MOTHER
GOOSE今月のマザーグース

2025年5月の紹介

Old Abram Brown is dead and gone

Old Abram Brown is dead and gone, エイブラム・ブラウン老みまかった
You&ll never see him more; だれももうあえやせぬ
He used to wear a long brown coat まえボタンつきの茶いろい
That buttoned down before. ながい外套をいつもきてた

"Old Abram Brown is dead and gone"...直訳すると「老いたエイブラム・ブラウンは死んでしまった」。そんなちょっと怖い,でもどこか不思議な始まり方をするこの詩。
「子ども向けの詩に死が出てくるなんて」と感じるかもしれませんが,昔のイギリスでは,感染症や貧困によって子どもが早く亡くなってしまうことも多く,そんなこともあってか死をにおわせるマザーグースもいくつかあります。

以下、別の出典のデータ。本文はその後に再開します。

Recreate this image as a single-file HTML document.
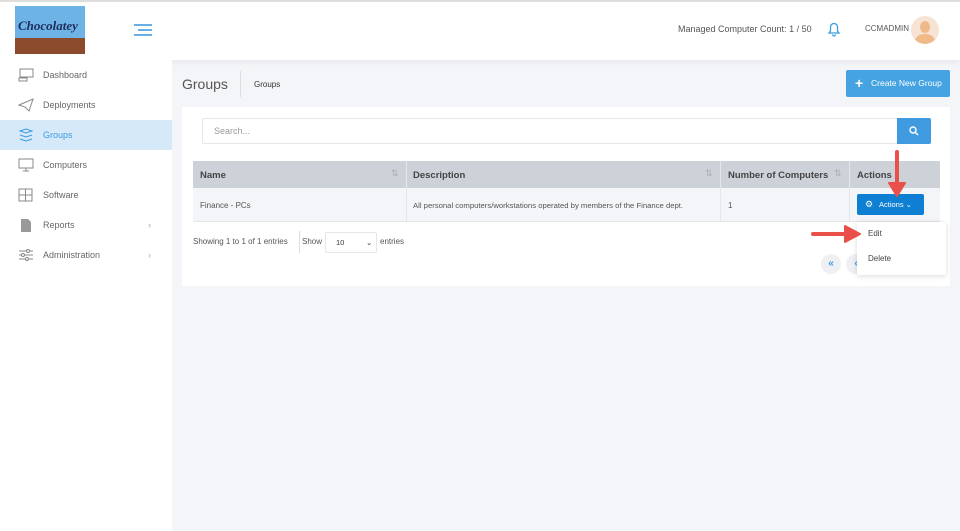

また、この詩はイギリスのパントマイムによくでてきていたそうです。
パントマイムとは、クリスマスなどにイギリスで上演される子ども向け演劇で、地域に伝わる昔話をベースに、善玉と悪玉の対決など、わかりやすい筋立てで構成されることが多いのが特徴です。
この劇においてこの詩は、「やっつけられた登場人物が舞台から退場するときに使われる“決まり文句”の一つ」だったそうです。

決まり文句になるくらいですから、このマザーグースは多くの人に親しまれていたのでしょうね。
20世紀には作曲家のBenjamin Brittenによってメロディがつけられ、合唱曲にもなっています。

多くの人に親しまれたであろうこのマザーグース、亡くなってしまったAbram Brownとはいったい何者だったのでしょうね?
ちょっと想像してみるのも、面白いですね。

マザーグースとは,英語圏の子どもたちの間で古くから伝承されてきたわらべうたのことです。イギリスではナーサリー・ライム(Nursery Rhymes)と呼ばれています。親から子どもへ,子どもからお友だちへ,また子どもからその子どもへと,時代や伝える人によって少しずつ変化しながら,うたいつがれてきた「古くて新しいうた」です。マザーグースは,うただけでなく早口ことば,なぞなぞ,昔ながらのイギリスの風俗・習慣を伝えるもの,人を皮肉ったもの,ナンセンスなど様ざまな種類があります。どれも韻をふんだり,くり返したりと英語の「音」や「リズム」が心地よく,思わず口にだして唱えたくなるものばかりです。